Лев Николаевич думал, что надо переделать сознание и потом сознание переделает бытие. Пусть не сразу. Сперва загорятся растопки, а потом дрова. Он начал с помощью дочерей строить для бедных крестьян избы.
Маша и Таня, разувшись, месили глину. Избы строили несгораемые. Приблизительно такие, какие строил при помощи крепостных молодой Нехлюдов в «Утре помещика». Изба, построенная лично Толстым, все же сгорела, но дело не только в ее технических качествах, а в том, что, как говорил яснополянский сумасшедший Блохин, считавший себя большим барином, достигшим всех чинов, работа эта была хороша скорее «для разгулки времени».
Лев Николаевич полагал, что его окружающие и даже он сам похожи на Блохина.
Блохинский бред отличался от положения семьи Толстого тем, что у них привилегии поддерживались случайностью рождения, которое обеспечивало им покровительство закона. Освобождение должно было прийти через то, что люди перестали бы верить в нелепость — в привилегии.
Большинство должно было перестать служить меньшинству. Но большинство приходило в сознание единицами, и эти единицы гибли.
Общее решение большинства, отвергающее старое, называется революцией, но революция — это насилие, а насилия Толстой не признавал.

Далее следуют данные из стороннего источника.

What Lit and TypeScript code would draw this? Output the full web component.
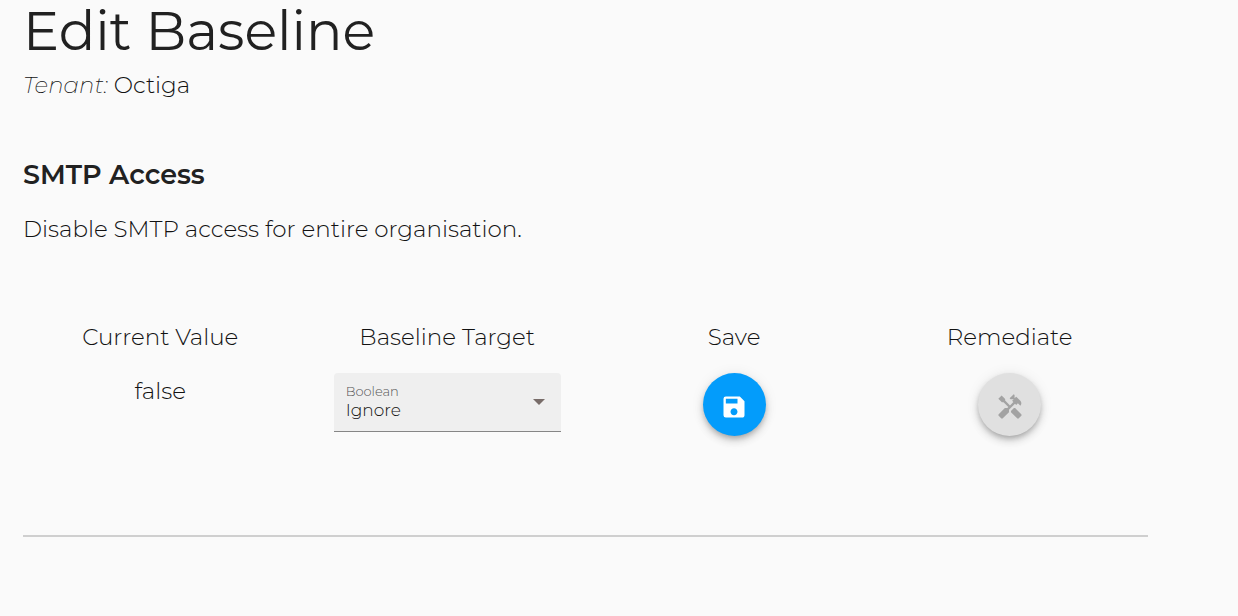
import { LitElement, html, css } from "lit";
import { customElement, state } from "lit/decorators.js";

@customElement("app-root")
export class AppRoot extends LitElement {
  static styles = css`
    :host {
      display: block;
      min-height: 100vh;
      box-sizing: border-box;
      background: #fafafa;
      color: #121212;
      font-family: Montserrat, Inter, "Open Sans", sans-serif;
      font-size: 23px;
      font-weight: 300;
      line-height: 36px;
    }
    main {
      padding: 0 90px 0 23px;
    }
    h1 {
      margin: 0;
      color: #212121;
      font-size: 54px;
      line-height: 62px;
      font-weight: 400;
    }
    .tenant {
      margin: 5px 0 0;
    }
    .tenant em {
      font-weight: 200;
    }
    .tenant span {
      font-weight: 350;
    }
    h2 {
      margin: 54px 0 0;
      color: #212121;
      font-size: 27px;
      line-height: 36px;
      font-weight: 580;
    }
    .description {
      margin: 18px 0 0;
    }
    table {
      width: 100%;
      margin-top: 72px;
      table-layout: fixed;
      border-collapse: collapse;
      text-align: center;
    }
    th {
      padding: 0;
      font-weight: 300;
      width: 24.4%;
    }
    th.wide {
      width: 26.6%;
    }
    th:last-child {
      width: 24.6%;
    }
    td {
      padding: 18px 0 0;
      vertical-align: top;
    }
    .field {
      display: inline-grid;
      width: 227px;
      max-width: 100%;
      height: 59px;
      box-sizing: border-box;
      background: #efefef;
      border-bottom: 1px solid #868686;
      border-radius: 4px 4px 0 0;
      vertical-align: top;
      text-align: left;
    }
    .field > * {
      grid-area: 1 / 1;
    }
    .caption {
      padding: 9px 12px 0;
      font-size: 13px;
      line-height: 18px;
      color: #555;
      pointer-events: none;
      z-index: 1;
    }
    select {
      appearance: none;
      width: 100%;
      height: 100%;
      margin: 0;
      padding: 16px 36px 0 12px;
      border: 0;
      background: transparent;
      color: inherit;
      font: inherit;
      font-size: 17px;
      line-height: 20px;
    }
    .arrow {
      justify-self: end;
      align-self: center;
      width: 12px;
      height: 6px;
      margin-right: 16px;
      fill: #786c69;
      pointer-events: none;
    }
    .fab {
      display: inline-flex;
      align-items: center;
      justify-content: center;
      width: 63px;
      height: 63px;
      padding: 4px 0 0;
      border: 0;
      border-radius: 50%;
      background: #039cfb;
      color: #fff;
      vertical-align: top;
      box-shadow: 0 3px 5px -1px rgba(0, 0, 0, 0.2),
        0 5px 8px rgba(0, 0, 0, 0.14), 0 1px 14px rgba(0, 0, 0, 0.08);
    }
    .fab:disabled {
      background: #e0e0e0;
      color: #a3a3a3;
    }
    .fab svg {
      width: 28px;
      height: 28px;
      fill: currentColor;
    }
    hr {
      margin: 99px 0 0;
      border: 0;
      height: 2px;
      background: #cfcfcf;
    }
  `;

  @state() private target = "Ignore";

  private onChange(e: Event) {
    this.target = (e.target as HTMLSelectElement).value;
  }

  render() {
    return html`
      <main>
        <h1>Edit Baseline</h1>
        <p class="tenant"><em>Tenant:</em> <span>Octiga</span></p>
        <h2>SMTP Access</h2>
        <p class="description">Disable SMTP access for entire organisation.</p>
        <table>
          <thead>
            <tr>
              <th scope="col">Current Value</th>
              <th scope="col" class="wide">Baseline Target</th>
              <th scope="col">Save</th>
              <th scope="col">Remediate</th>
            </tr>
          </thead>
          <tbody>
            <tr>
              <td>false</td>
              <td>
                <div class="field">
                  <label class="caption" for="target">Boolean</label>
                  <select id="target" .value=${this.target} @change=${this.onChange}>
                    <option>Ignore</option>
                    <option>true</option>
                    <option>false</option>
                  </select>
                  <svg class="arrow" viewBox="0 0 12 6" aria-hidden="true">
                    <path d="M0 0h12L6 6z" />
                  </svg>
                </div>
              </td>
              <td>
                <button class="fab" type="button" aria-label="Save">
                  <svg viewBox="0 0 24 24" aria-hidden="true">
                    <path
                      d="M17 3H5a2 2 0 0 0-2 2v14a2 2 0 0 0 2 2h14c1.100 0 2-.9 2-2V7l-4-4zm-5 16c-1.660 0-3-1.340-3-3s1.340-3 3-3 3 1.340 3 3-1.340 3-3 3zm3-10H5V5h10v4z"
                    />
                  </svg>
                </button>
              </td>
              <td>
                <button class="fab" type="button" aria-label="Remediate" disabled>
                  <svg viewBox="0 0 24 24" aria-hidden="true">
                    <path
                      d="M21.670 18.170l-5.300-5.300h-.990l-2.540 2.540v.990l5.300 5.300c.390.390 1.020.390 1.410 0l2.120-2.120c.390-.380.390-1.020 0-1.410z"
                    />
                    <path
                      d="M17.340 10.190l1.410-1.410 2.120 2.120c1.170-1.170 1.170-3.070 0-4.240l-3.540-3.540-1.410 1.410V1.710L15.220 1l-3.540 3.540.710.710h2.830l-1.410 1.410 1.060 1.060-2.890 2.890-4.130-4.130V5.060L4.830 2.040 2 4.870 5.030 7.900h1.410l4.130 4.130-.850.850H7.600l-5.300 5.300c-.390.390-.390 1.020 0 1.410l2.120 2.120c.390.390 1.020.390 1.410 0l5.300-5.300v-2.120l5.150-5.150 1.050 1.050z"
                    />
                  </svg>
                </button>
              </td>
            </tr>
          </tbody>
        </table>
        <hr />
      </main>
    `;
  }
}
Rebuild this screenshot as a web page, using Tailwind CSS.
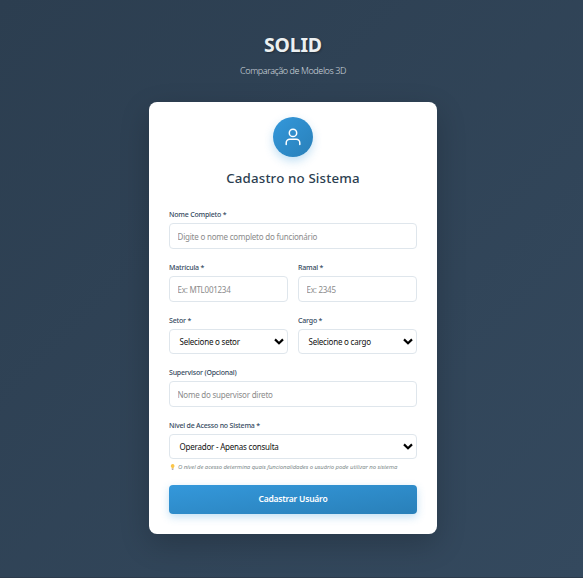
<!DOCTYPE html>
<html lang="pt-BR">
<head>
<meta charset="utf-8">
<title>SOLID - Cadastro no Sistema</title>
<script src="https://cdn.jsdelivr.net/npm/@tailwindcss/browser@4"></script>
</head>
<body class="font-['Noto_Sans','Open_Sans',sans-serif]">
<div class="h-[578px] w-[583px] overflow-hidden border-b border-[#2c3b4c] bg-[linear-gradient(135deg,#2c3e50_0%,#34495e_100%)] pl-[3px]">
  <header class="flex h-[102px] flex-col items-center pt-[33px]">
    <h1 class="text-[19.4px] leading-[24px] font-bold tracking-[-0.15px] text-[#ecf0f1] [text-shadow:1px_1px_2px_rgba(0,0,0,0.3)]">SOLID</h1>
    <p class="mt-[7px] text-[9px] leading-[14px] font-light tracking-[-0.42px] text-[#d0d9df]">Comparação de Modelos 3D</p>
  </header>
  <main class="mx-auto flex h-[432px] w-[288px] flex-col rounded-lg bg-white px-5 pt-[15px] shadow-[0_10px_30px_rgba(0,0,0,0.2)]">
    <div class="mx-auto flex size-10 shrink-0 items-center justify-center rounded-full bg-linear-to-br from-[#3498db] to-[#2980b9] shadow-[0_4px_10px_rgba(52,152,219,0.3)]">
      <svg class="size-5" viewBox="0 0 20 20" fill="none" stroke="#fff" stroke-width="1.5" stroke-linecap="round"><circle cx="10" cy="5.9" r="3.7"/><path d="M3.2 17.6v-1.7a3.6 3.6 0 0 1 3.6-3.6h6.4a3.6 3.6 0 0 1 3.6 3.6v1.7"/></svg>
    </div>
    <h2 class="mt-[11px] text-center text-[13.3px] leading-5 font-medium tracking-[0.15px] text-[#2c3e50]">Cadastro no Sistema</h2>
    <form class="mt-[22px] flex flex-col">
      <div>
        <label class="mb-1 block text-[7px] leading-[9px] font-medium tracking-[-0.2px] text-[#34495e]">Nome Completo *</label>
        <input class="block h-[26px] w-full rounded border border-[#dfe6ec] px-[7.5px] text-[8px] tracking-[-0.21px] placeholder:text-[#8b8b8b]" placeholder="Digite o nome completo do funcionário">
      </div>
      <div class="mt-[14px] grid grid-cols-2 gap-[10px]">
        <div>
          <label class="mb-1 block text-[7px] leading-[9px] font-medium tracking-[-0.2px] text-[#34495e]">Matrícula *</label>
          <input class="block h-[26px] w-full rounded border border-[#dfe6ec] px-[7.5px] text-[8px] tracking-[-0.25px] placeholder:text-[#8b8b8b]" placeholder="Ex: MTL001234">
        </div>
        <div>
          <label class="mb-1 block text-[7px] leading-[9px] font-medium tracking-[-0.2px] text-[#34495e]">Ramal *</label>
          <input class="block h-[26px] w-full rounded border border-[#dfe6ec] px-[7.5px] text-[8px] tracking-[-0.25px] placeholder:text-[#8b8b8b]" placeholder="Ex: 2345">
        </div>
      </div>
      <div class="mt-[14px] grid grid-cols-2 gap-[10px]">
        <div>
          <label class="mb-1 block text-[7px] leading-[9px] font-medium tracking-[-0.2px] text-[#34495e]">Setor *</label>
          <div class="flex h-[25px] items-center justify-between rounded border border-[#dfe6ec] pr-[3px] pl-[9.5px] text-[8px] tracking-[-0.22px] text-[#111]"><span>Selecione o setor</span><svg class="mb-px h-[7px] w-[10px]" viewBox="0 0 10 7" fill="none" stroke="#000" stroke-width="2.2"><path d="M1 1.4 5 5.2 9 1.4"/></svg></div>
        </div>
        <div>
          <label class="mb-1 block text-[7px] leading-[9px] font-medium tracking-[-0.2px] text-[#34495e]">Cargo *</label>
          <div class="flex h-[25px] items-center justify-between rounded border border-[#dfe6ec] pr-[3px] pl-[9.5px] text-[8px] tracking-[-0.22px] text-[#111]"><span>Selecione o cargo</span><svg class="mb-px h-[7px] w-[10px]" viewBox="0 0 10 7" fill="none" stroke="#000" stroke-width="2.2"><path d="M1 1.4 5 5.2 9 1.4"/></svg></div>
        </div>
      </div>
      <div class="mt-[14px]">
        <label class="mb-1 block text-[7px] leading-[9px] font-medium tracking-[-0.2px] text-[#34495e]">Supervisor (Opcional)</label>
        <input class="block h-[26px] w-full rounded border border-[#dfe6ec] px-[7.5px] text-[8px] tracking-[-0.23px] placeholder:text-[#8b8b8b]" placeholder="Nome do supervisor direto">
      </div>
      <div class="mt-[14px]">
        <label class="mb-1 block text-[7px] leading-[9px] font-medium tracking-[-0.2px] text-[#34495e]">Nível de Acesso no Sistema *</label>
        <div class="flex h-[25px] items-center justify-between rounded border border-[#dfe6ec] pr-[3px] pl-[9.5px] text-[8px] tracking-[-0.22px] text-[#111]"><span>Operador - Apenas consulta</span><svg class="mb-px h-[7px] w-[10px]" viewBox="0 0 10 7" fill="none" stroke="#000" stroke-width="2.2"><path d="M1 1.4 5 5.2 9 1.4"/></svg></div>
        <p class="mt-1 flex h-2 items-center gap-[3px] pl-[1px] text-[6px] leading-[8px] tracking-[-0.09px] whitespace-nowrap text-[#7f8c8d] italic"><svg class="h-[6px] w-[5px] shrink-0" viewBox="0 0 5 6"><path d="M2.5 0a2 2 0 0 1 1.2 3.6V4.4H1.6V3.6A2 2 0 0 1 2.5 0z" fill="#fbc64a"/><path d="M1.8 4.4h1.6V6H1.8z" fill="#b4acb8"/></svg><span>O nível de acesso determina quais funcionalidades o usuário pode utilizar no sistema</span></p>
      </div>
      <button type="button" class="mt-[14px] h-[29px] rounded bg-linear-to-br from-[#3498db] to-[#2980b9] text-[8.5px] font-semibold tracking-[-0.22px] text-white shadow-[0_3px_8px_rgba(52,152,219,0.3)]">Cadastrar Usuáro</button>
    </form>
  </main>
</div>
</body>
</html>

Постройка изб, мешание ногами глины и долгие часы косьбы, в которой Толстой равнялся с мужиками, не приводили к победе мозольного труда.
Толстой знал, что зло в том, что один человек пригибает другого и заставляет его работать на себя, как бы съедает его, но не мог найти выход из противоречия.
Трагедия Толстого происходила не в его доме, она обнаруживалась в его доме. Можно было отказаться от имущества, раздать все, уйти жить в избу, но Лев Николаевич хорошо знал уровень жизни деревни; отказавшись от всего, надо было отказываться даже от сухой соломы на постели, потому что нужда не имела пределов.
Надо было наливать воду в бочку без дна.
От такого безысходного горя помогает изменение всей жизни.
Пока Толстой жил компромиссами.
СОФЬЯ АНДРЕЕВНА У ЦАРЯ АЛЕКСАНДРА III
I
В марте 1891 года Софья Андреевна поехала в Москву хлопотать о выпуске задержанной XIII части Собрания сочинений. Сперва она заехала в цензурный комитет к Феоктистову, который принял ее сухо.